The coverage has limits. Adult children (21 and older), married children, parents, and siblings are not eligible for derivative status. If a child turns 21 or marries before receiving their green card, they generally lose eligibility as a dependent — though the Child Status Protection Act can preserve eligibility in some circumstances involving processing delays.

Choosing Between EB-1A and EB-1B

For academics who clearly fit the EB-1B profile — tenured professors, researchers with three or more years of experience and a willing employer — the EB-1B pathway is often simpler. The evidentiary bar is lower (two of six criteria versus three of ten), and academics typically accumulate qualifying evidence through normal career activities like publishing, peer reviewing, and winning research awards.

EB-1A makes more sense when you don’t have or don’t want employer sponsorship, when your achievements span a non-academic field, or when your record is strong enough to clear the higher evidentiary threshold. Some applicants who could qualify for EB-1B choose EB-1A anyway because it gives them more control over the process and doesn’t tie their immigration status to a particular job.

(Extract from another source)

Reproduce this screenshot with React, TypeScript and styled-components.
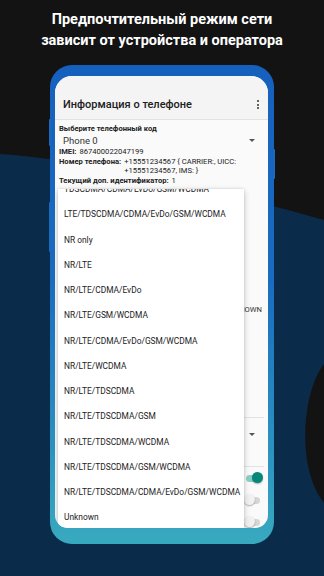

There’s nothing stopping you from filing both simultaneously if you meet both sets of criteria and have a qualifying employer. Each petition gets its own priority date, and if one runs into trouble, the other may still succeed. The cost of double filing is significant — two base fees, potentially two premium processing fees, and more attorney time — but for applicants on tight timelines or with any uncertainty about which category is stronger, it provides a safety net. Attorney fees for preparing an EB-1 petition typically range from $6,000 to $17,500 depending on the complexity of the case and the attorney’s experience, so doubling up is not a decision to make lightly.